This training inquiry made me chuckle—and wince:
“We have 200 employees, but just one who needs QBQ! training.”
One person blames, complains, procrastinates, plays victim, and has become entitled.
One individual lacks accountability.
One employee is the problem.
Funny and sad—but not new …
In 1989 an executive bought management training from me for thirty supervisors. Later, I was told why:
“To fix Ed.”
Poor Ed.
You’d think 25 years later organizations would use the tool of training for the right reason:
To positively impact the culture, system, and environment where people work.
Don’t train to fix people.
Questions:
Does your organization train for the right reason?
Please tell us about the best or worst training you’ve experienced!
The QBQ! webinar on Wed, May 14 at 1pm eastern is a tool to develop self!
But have you registered???
2 Responses
Seems like the inquirer is laying everything on poor ‘ol Ed.

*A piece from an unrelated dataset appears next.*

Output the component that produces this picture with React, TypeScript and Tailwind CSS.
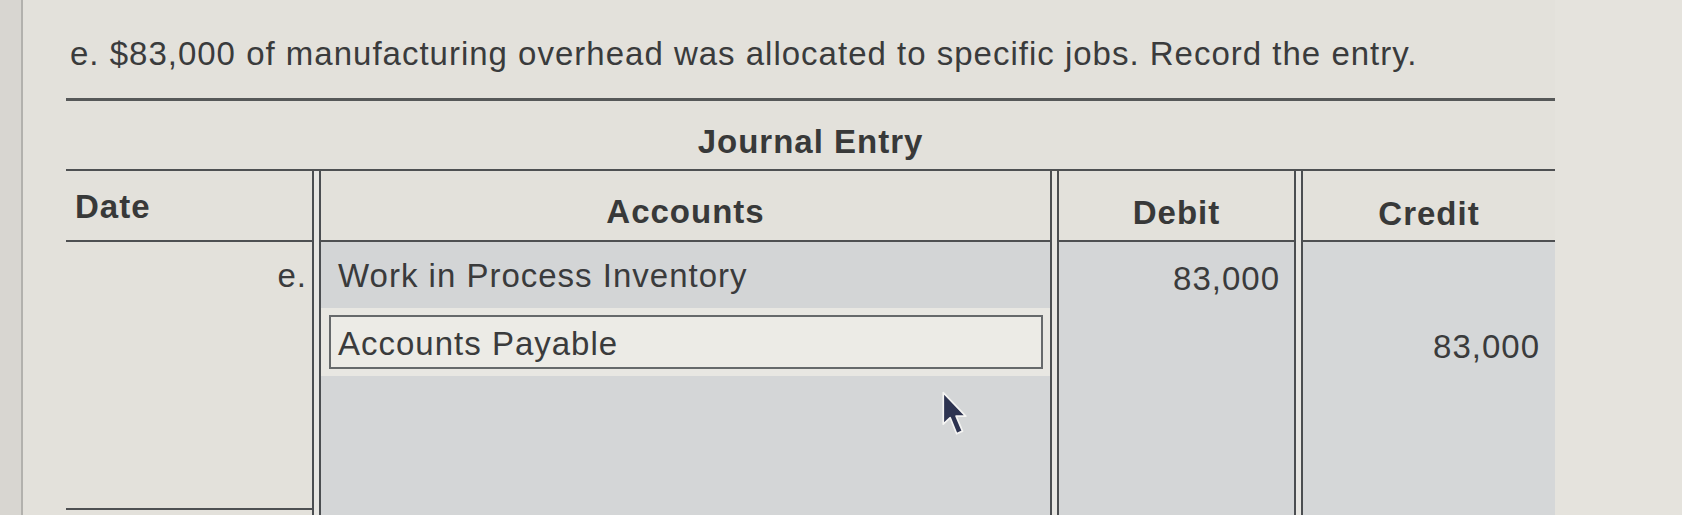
import React from "react";

function Sep() {
  return (
    <div className="flex h-full shrink-0">
      <div className="w-[2px] bg-[#4b4e51]" />
      <div className="w-[5px] bg-[#e7e6e2]" />
      <div className="w-[2px] bg-[#4b4e51]" />
    </div>
  );
}

function Cursor() {
  return (
    <svg
      className="absolute left-[941px] top-[391px]"
      width="27"
      height="46"
      viewBox="0 0 25 43"
    >
      <path
        d="M2 1.5 L2 31 L8.5 25 L14.5 40 L20 37.5 L14 23.5 L23 23.5 Z"
        fill="#2d3350"
        stroke="#f4f4f2"
        strokeWidth="1.6"
        strokeLinejoin="round"
      />
    </svg>
  );
}

export default function App() {
  return (
    <div className="relative flex h-[515px] w-[1682px] overflow-hidden bg-[#e3e1db] font-['Liberation_Sans',Arial,sans-serif] text-[#3a3b3c]">
      <div className="w-[21px] shrink-0 bg-[#d8d6d1]" />
      <div className="w-[2px] shrink-0 bg-[#b2b1ad]" />
      <div className="ml-[43px] flex w-[1489px] shrink-0 flex-col">
        <div className="mt-[37px] whitespace-nowrap pl-[4px] text-[33px] leading-[33px] tracking-[1px]">
          e. $83,000 of manufacturing overhead was allocated to specific jobs. Record the entry.
        </div>
        <div className="mt-[28px] h-[3px] bg-[#565858]" />
        <div className="mt-[24px] text-center text-[33px] font-bold leading-[33px] tracking-[1px] text-[#383939]">
          Journal Entry
        </div>
        <div className="mt-[11px] h-[2px] bg-[#4e5052]" />
        <div className="flex flex-1">
          {/* Date column */}
          <div className="flex w-[246px] shrink-0 flex-col">
            <div className="h-[69px] pl-[9px] pt-[19px] text-[33px] font-bold leading-[33px] tracking-[1px] text-[#383939]">
              Date
            </div>
            <div className="h-[2px] bg-[#4e5052]" />
            <div className="h-[266px] pr-[5px] pt-[17px] text-right text-[33px] leading-[33px] tracking-[1px]">
              e.
            </div>
            <div className="h-[2px] bg-[#4e5052]" />
          </div>
          <Sep />
          {/* Accounts column */}
          <div className="flex w-[729px] shrink-0 flex-col">
            <div className="h-[69px] pt-[24px] text-center text-[33px] font-bold leading-[33px] tracking-[1px] text-[#383939]">
              Accounts
            </div>
            <div className="h-[2px] bg-[#4e5052]" />
            <div className="h-[66px] bg-[#d3d5d6] pl-[17px] pt-[17px] text-[33px] leading-[33px] tracking-[1px]">
              Work in Process Inventory
            </div>
            <div className="h-[68px] bg-[#e8e7e2] pl-[8px] pr-[7px] pt-[7px]">
              <div className="h-[54px] border-2 border-[#66696b] bg-[#ecebe6] pl-[7px] pt-[10px] text-[33px] leading-[33px] tracking-[1px]">
                Accounts Payable
              </div>
            </div>
            <div className="flex-1 bg-[#d4d6d7]" />
          </div>
          <Sep />
          {/* Debit column */}
          <div className="flex w-[235px] shrink-0 flex-col">
            <div className="h-[69px] pt-[25px] text-center text-[33px] font-bold leading-[33px] tracking-[1px] text-[#383939]">
              Debit
            </div>
            <div className="h-[2px] bg-[#4e5052]" />
            <div className="flex-1 bg-[#d4d6d7] pr-[14px] pt-[20px] text-right text-[33px] leading-[33px] tracking-[1px]">
              83,000
            </div>
          </div>
          <Sep />
          {/* Credit column */}
          <div className="flex w-[252px] shrink-0 flex-col">
            <div className="h-[69px] pt-[26px] text-center text-[33px] font-bold leading-[33px] tracking-[1px] text-[#383939]">
              Credit
            </div>
            <div className="h-[2px] bg-[#4e5052]" />
            <div className="flex-1 bg-[#d5d7d8] pr-[15px] pt-[88px] text-right text-[33px] leading-[33px] tracking-[1px]">
              83,000
            </div>
          </div>
        </div>
      </div>
      <div className="flex-1 bg-[#e5e3dd]" />
      <Cursor />
    </div>
  );
}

Best training experience: Wasn’t a training, per se, but a retreat with a series of workshops on topics that would benefit the employees as people, rather than as customer service automatons. Things like the basics of aikido, belly dancing, meditation, among some other things just of interest that were not work related. All of the presenters were local business people who were invested in providing something to the community. There were also opportunities to share who we were as individuals outside of work. It was really a day of bonding and made us more invested in supporting who we work with by making them more than an email address and office number. It was a great.
Worst training is no training… My favorite response to why should we spend all this money to train an employee so they can leave… Cause they might stay!